Between 1971 and 1976, Théâtre du Chêne Noir d'Avignon released 3 LPs and a 7" EP. Aurora, recorded during June of 1971 and issued by the legendary Futura imprint, is the first. The albuma began as a work staged at Ariane Mnouchkine’s Théâtre du Soleil. The narrative - a dramatic tale of the Earth in which children fight against terrifying birdmen who fly from planet to planet, enslaving inhabitants - was realised by actor musicians, working in a radical new hybrid form.

The result, incredibly ambitious for its day or any time since, covers a vast range of territory. Gathering the sounds of cello, flute, gongs, percussion, bowed electric guitars and cymbals, saxophone, and diverse deployment of vocal techniques, we encounter droning movements which flirt with those territories plumbed by projects like Prima Materia, fragments drawn from various modal traditions, the wild fury of full on hard blown free improvisation, and more delicate and explicitly experimental sonorities threaded by spoken world.

Infused with humanity and riding the waves of political turmoil and creative ferment of its day, Théâtre du Chêne Noir d'Avignon’s Aurora is an absolutely mind-blowing journey in emotive sound. Raw, emotive, filled with brilliant ideas, and staggeringly bravery, it’s an album that still feels jarring and fresh almost a half century after it was made. A forward thinking blast of fresh air from the past, leading the way into the future.

With the first ever vinyl reissue of this masterstroke, Souffle Continu has done it again - rendering a true revelation - and raised their own bar. Fully licensed and remastered from the original tapes, we couldn’t possibly recommend it enough. This is what reissues are all about. Don’t sleep. It’s an absolute must.

Conceived as a special Record Store release before the world went to hell, the second instalment of Souffle Continu’s dedicated focus on Le Théâtre du Chêne Noir rests on their incredibly rare single, Miss Madona, originally issued by the tiny Avignon based imprint, Studio 35, in 1973. Their second recorded outing, like its predecessor, Aurora, Miss Madona captures one of the project’s visionary performance, blurring the lines between theatre and music.

The single is comprised of three sound extracts, formed into the tracks, featuring Daniel Dublet on piano and electric organ, Pierre Surtel and Jean-Louis Canaud on sax, and Gilbert Say on trumpet, as well as the vocals of Beatrice Le Thierry, Bénédicte Maulet, Jean Paul Chazalon, Monik Lamy, and Nicole Aubiat. The EP takes a remarkably different path, showing the adaptability that operated as the group’s guiding force, offering insight into their inclusion on Steven Stapleton’s legendar Nurse With Wound List.

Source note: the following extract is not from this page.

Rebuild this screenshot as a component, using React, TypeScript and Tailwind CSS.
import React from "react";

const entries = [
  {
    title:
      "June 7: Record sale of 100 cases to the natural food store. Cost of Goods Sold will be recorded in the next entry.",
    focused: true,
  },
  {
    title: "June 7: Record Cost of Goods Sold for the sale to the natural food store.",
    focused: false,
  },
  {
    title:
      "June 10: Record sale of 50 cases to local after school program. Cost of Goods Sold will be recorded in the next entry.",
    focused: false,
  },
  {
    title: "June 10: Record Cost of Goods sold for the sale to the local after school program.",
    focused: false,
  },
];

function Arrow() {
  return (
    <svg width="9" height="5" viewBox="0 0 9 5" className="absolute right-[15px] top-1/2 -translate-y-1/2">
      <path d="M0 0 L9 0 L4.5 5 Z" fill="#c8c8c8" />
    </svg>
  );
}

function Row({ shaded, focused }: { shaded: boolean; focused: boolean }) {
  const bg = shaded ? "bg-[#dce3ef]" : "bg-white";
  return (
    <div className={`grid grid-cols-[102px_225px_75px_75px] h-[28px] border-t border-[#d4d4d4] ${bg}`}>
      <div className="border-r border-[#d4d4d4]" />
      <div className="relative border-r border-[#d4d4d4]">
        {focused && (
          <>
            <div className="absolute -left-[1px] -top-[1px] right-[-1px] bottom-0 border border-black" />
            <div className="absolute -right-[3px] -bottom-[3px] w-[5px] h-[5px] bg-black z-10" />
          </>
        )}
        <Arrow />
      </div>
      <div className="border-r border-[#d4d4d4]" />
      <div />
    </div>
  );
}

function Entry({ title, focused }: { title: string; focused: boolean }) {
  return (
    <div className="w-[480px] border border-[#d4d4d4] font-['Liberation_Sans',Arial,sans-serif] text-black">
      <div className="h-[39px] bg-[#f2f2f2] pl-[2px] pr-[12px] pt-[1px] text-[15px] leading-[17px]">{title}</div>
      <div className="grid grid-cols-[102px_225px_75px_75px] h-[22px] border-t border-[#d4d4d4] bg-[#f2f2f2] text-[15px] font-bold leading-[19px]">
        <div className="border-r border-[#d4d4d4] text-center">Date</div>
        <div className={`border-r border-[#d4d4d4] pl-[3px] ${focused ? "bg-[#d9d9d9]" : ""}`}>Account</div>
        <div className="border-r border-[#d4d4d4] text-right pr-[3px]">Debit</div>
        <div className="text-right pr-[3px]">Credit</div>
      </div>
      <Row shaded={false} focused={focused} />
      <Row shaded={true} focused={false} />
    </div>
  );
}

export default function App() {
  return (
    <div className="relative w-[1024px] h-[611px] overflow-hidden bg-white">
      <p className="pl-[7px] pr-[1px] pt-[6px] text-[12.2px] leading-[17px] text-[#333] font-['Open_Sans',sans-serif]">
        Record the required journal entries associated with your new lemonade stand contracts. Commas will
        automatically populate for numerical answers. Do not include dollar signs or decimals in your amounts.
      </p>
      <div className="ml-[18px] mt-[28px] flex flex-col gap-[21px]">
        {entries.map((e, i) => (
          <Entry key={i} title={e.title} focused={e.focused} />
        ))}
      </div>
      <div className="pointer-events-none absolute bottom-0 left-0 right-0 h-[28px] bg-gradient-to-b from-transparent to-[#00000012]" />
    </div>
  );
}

Moody, sorrowful, and soulful, Miss Madona’s 3 tracks venture away from the boiling and diverse avant-gardism encountered on Aurora, in favour of a more direct relationship with balladic jazz. Peppered touchstones ranging from John Coltrane and Pierre Henry, to the Art Ensemble of Chicago and gospel, it’s a fascinating, almost ritualistic journey, led by emotion and heart.

A rarely heard and sinfully uncelebrated artifact of the 1970s French underground and creative counterculture, no one should be without Miss Madona. Fully licensed and remastered from the original tapes, as ever Souffle Continu has done it again! Grab it fast. It’s not going to sit around for long.